Observers have called the sentence a victory under the circumstances, with sources including Russia’s business ombudsman Boris Titov saying the decision was an attempt by Russian law enforcement to “save face."

In January 2022 the appellate court lifted the Moscow Meshchansky district court home restriction. From that date, Calvey was allowed to leave Russia and travel abroad.
On April 5, 2024, Calvey’s conviction was vacated and nullified, removing Calvey's status of being a convicted person. In 2022 after the invasion of Ukraine, Calvey hastily disinvested from Russia costing his company billions.

Calvey’s case is discussed in Midnight in Moscow: A Memoir from the Front Lines of Russia’s War Against the West, by former U.S. Ambassador to Russia John J Sullivan, as an example of an unlawful case against a prominent international investor. Sullivan writes: “The Russian Government had arrested the most successful and prominent U.S. business leader and investor in Russia, Michael Calvey, on a phoney charge".

===Post-Russia===
Calvey is currently the Chairman of Baring Ventures, a global private equity firm. Among other things Calvey is fostering internet startups, elsewhere in the world, employing young tech talent that fled Russia.

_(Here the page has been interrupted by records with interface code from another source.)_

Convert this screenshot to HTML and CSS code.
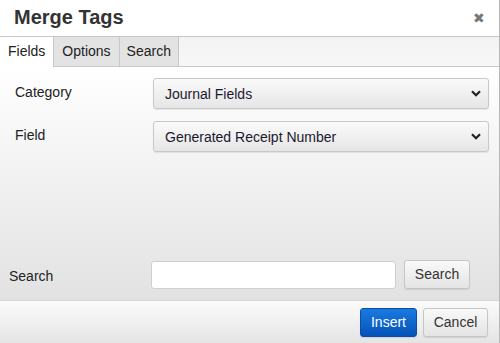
FILE: index.html
```html
<!DOCTYPE html>
<html>
<head>
<meta charset="utf-8">
<link rel="stylesheet" href="styles.css">
</head>
<body>
<div class="dialog">
  <div class="header">
    <h1 class="title">Merge Tags</h1>
    <span class="close">✖</span>
  </div>
  <div class="tabs">
    <div class="tab active">Fields</div>
    <div class="tab">Options</div>
    <div class="tab">Search</div>
  </div>
  <div class="body">
    <div class="row">
      <label class="label">Category</label>
      <div class="select">Journal Fields<svg class="chev" viewBox="0 0 10 7" width="10" height="7"><path d="M1 1.2 L5 5.2 L9 1.2" fill="none" stroke="#222" stroke-width="2.2"/></svg></div>
    </div>
    <div class="row">
      <label class="label">Field</label>
      <div class="select">Generated Receipt Number<svg class="chev" viewBox="0 0 10 7" width="10" height="7"><path d="M1 1.2 L5 5.2 L9 1.2" fill="none" stroke="#222" stroke-width="2.2"/></svg></div>
    </div>
    <div class="spacer"></div>
    <div class="search-row">
      <label class="label slabel">Search</label>
      <div class="input"></div>
      <div class="btn">Search</div>
    </div>
  </div>
  <div class="footer">
    <div class="btn primary">Insert</div>
    <div class="btn cancel">Cancel</div>
  </div>
</div>
</body>
</html>
```

FILE: styles.css
```css
* { box-sizing: border-box; }
html, body { margin: 0; padding: 0; }
body {
  width: 500px;
  height: 343px;
  font-family: "Liberation Sans", Arial, sans-serif;
  background: #fff;
  overflow: hidden;
}
.dialog {
  width: 500px;
  height: 343px;
  display: flex;
  flex-direction: column;
  border-right: 1px solid #b8b8b8;
}
.header {
  height: 37px;
  display: flex;
  align-items: center;
  justify-content: space-between;
  padding: 0 14px 0 14px;
  border-bottom: 1px solid #c6c6c6;
  background: #fff;
}
.title {
  margin: 0;
  font-size: 20px;
  font-weight: bold;
  color: #333;
  position: relative;
  top: -1px;
}
.close {
  font-size: 14px;
  color: #777;
  margin-right: 0;
}
.tabs {
  height: 30px;
  display: flex;
  background: linear-gradient(#f3f3f3, #f7f7f7);
  border-bottom: 1px solid #c8c8c8;
}
.tab {
  font-size: 14px;
  color: #222;
  padding: 0 8px;
  line-height: 29px;
  background: #e3e3e3;
  border-right: 1px solid #c8c8c8;
  height: 29px;
}
.tab.active {
  background: #fff;
  height: 30px;
  padding: 0 8px 0 8px;
  border-right: 1px solid #c8c8c8;
}
.tab:last-child { padding: 0 7px; }
.body {
  flex: 1;
  display: flex;
  flex-direction: column;
  background: linear-gradient(#ffffff, #e2e2e2);
  padding: 11px 10px 0 9px;
}
.row {
  display: flex;
  align-items: center;
  margin-bottom: 12px;
}
.label {
  font-size: 14px;
  color: #222;
  width: 144px;
  padding-left: 6px;
  position: relative;
  top: -2px;
}
.select {
  flex: 1;
  height: 31px;
  border: 1px solid #c8c8c8;
  border-radius: 3px;
  background: linear-gradient(#fafafa, #e6e6e6);
  box-shadow: 0 1px 1px rgba(0,0,0,0.08);
  display: flex;
  align-items: center;
  justify-content: space-between;
  padding: 0 6px 0 11px;
  font-size: 14px;
  color: #1a1a2e;
}
.chev { margin-right: 1px; }
.spacer { flex: 1; }
.search-row {
  display: flex;
  align-items: center;
  margin-bottom: 11px;
  padding-left: 0;
}
.slabel {
  width: 142px;
  padding-left: 0;
  top: 1px;
}
.input {
  width: 245px;
  height: 28px;
  background: #fff;
  border: 1px solid #cfcfcf;
  border-radius: 3px;
}
.btn {
  font-size: 14px;
  color: #333;
  height: 29px;
  line-height: 27px;
  padding: 0 10px;
  border: 1px solid #c6c6c6;
  border-radius: 3px;
  background: linear-gradient(#f9f9f9, #e4e4e4);
  box-shadow: 0 1px 1px rgba(0,0,0,0.1);
}
.search-row .btn {
  margin-left: 8px;
  width: 66px;
  text-align: center;
  padding: 0;
}
.footer {
  height: 43px;
  display: flex;
  justify-content: flex-end;
  align-items: center;
  gap: 6px;
  padding: 0 11px 0 0;
  background: linear-gradient(#fbfbfb, #e4e4e4);
  border-top: 1px solid #d6d6d6;
}
.btn.primary {
  background: linear-gradient(#1a7ae0, #0553b8);
  border-color: #0a4fa5;
  color: #fff;
  width: 57px;
  text-align: center;
  padding: 0;
}
.btn.cancel {
  width: 65px;
  text-align: center;
  padding: 0;
}
```
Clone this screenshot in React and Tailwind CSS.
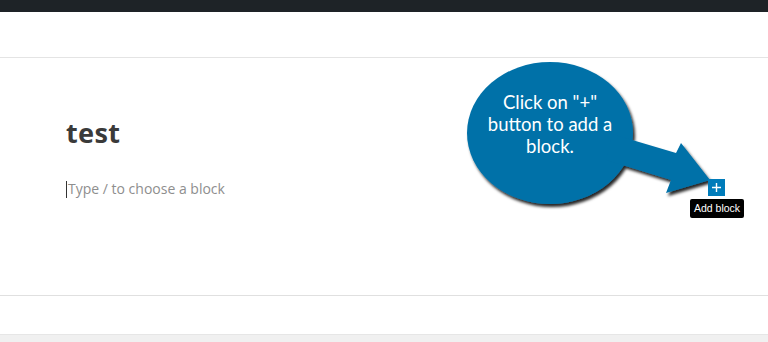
import React from "react";

const Callout = () => (
  <svg className="absolute left-0 top-0 pointer-events-none" width="768" height="342" viewBox="0 0 768 342">
    <defs>
      <filter id="shadow" x="-20%" y="-20%" width="140%" height="140%">
        <feDropShadow dx="2" dy="3" stdDeviation="1.8" floodColor="#000" floodOpacity="0.85" />
      </filter>
    </defs>
    <g filter="url(#shadow)" fill="#0071a8">
      <ellipse cx="550" cy="133" rx="83" ry="71" />
      <polygon points="612,134 676,153 681,143 710,180 666,193 671,180 606,160" />
    </g>
  </svg>
);

export default function App() {
  return (
    <div className="relative w-[768px] h-[342px] overflow-hidden bg-white" style={{ fontFamily: '"Open Sans", sans-serif' }}>
      <div className="h-[12px] bg-[#1e2327]" />
      <div className="h-[46px] border-b border-[#e4e4e4]" />
      <div className="relative h-[238px] border-b border-[#e0e0e0] pl-[66px] pt-[58px]">
        <h1 className="text-[27px] leading-[34px] font-bold text-[#3a3a3a] tracking-[0.3px]" style={{ fontFamily: '"Noto Sans", sans-serif' }}>
          test
        </h1>
        <div className="mt-[29px] flex items-center text-[14px] leading-[20px] text-[#8e8e8e]">
          <span className="w-px h-[17px] bg-[#333] mr-[1px]" />
          Type / to choose a block
        </div>
      </div>
      <div className="h-[38px]" />
      <div className="h-[8px] bg-[#f0f0f0] border-t border-[#e6e6e6]" />

      <Callout />

      <div className="absolute left-[470px] top-[91px] w-[160px] text-center text-white text-[18.5px] leading-[22px]" style={{ fontFamily: 'Lato, sans-serif' }}>
        Click on "+"<br />button to add a<br />block.
      </div>

      <button className="absolute left-[708px] top-[179px] w-[17px] h-[17px] bg-[#007cba] flex items-center justify-center">
        <svg width="11" height="11" viewBox="0 0 11 11">
          <path d="M5.5 1v9M1 5.5h9" stroke="#fff" strokeWidth="1.4" />
        </svg>
      </button>
      <div className="absolute left-[690px] top-[199px] w-[54px] h-[19px] bg-black rounded-[2px] text-white text-[10.5px] leading-[19px] text-center" style={{ fontFamily: '"Liberation Sans", sans-serif' }}>
        Add block
      </div>
    </div>
  );
}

Michael Calvey's memoir Odyssey Moscow: One American's Journey from Russia Optimist to Prisoner of the State was published in March 2025 by The History Press. The memoir recounts Michael Calvey’s three decades as an investor in Russia, reflecting on the country's changing political and economic climate and the circumstances leading up to his arrest in 2019, and subsequent nullification of his conviction in 2024. In May 2025, Odyssey Moscow ranked #15 on the USA Today Bestseller list. A review in Kirkus Reviews discussed Calvey’s “intimate, gripping writing style,” saying it paints “an accessible, troubling portrait of a nation increasingly reliant on authoritarian, state-sanctioned violence and intimidation”.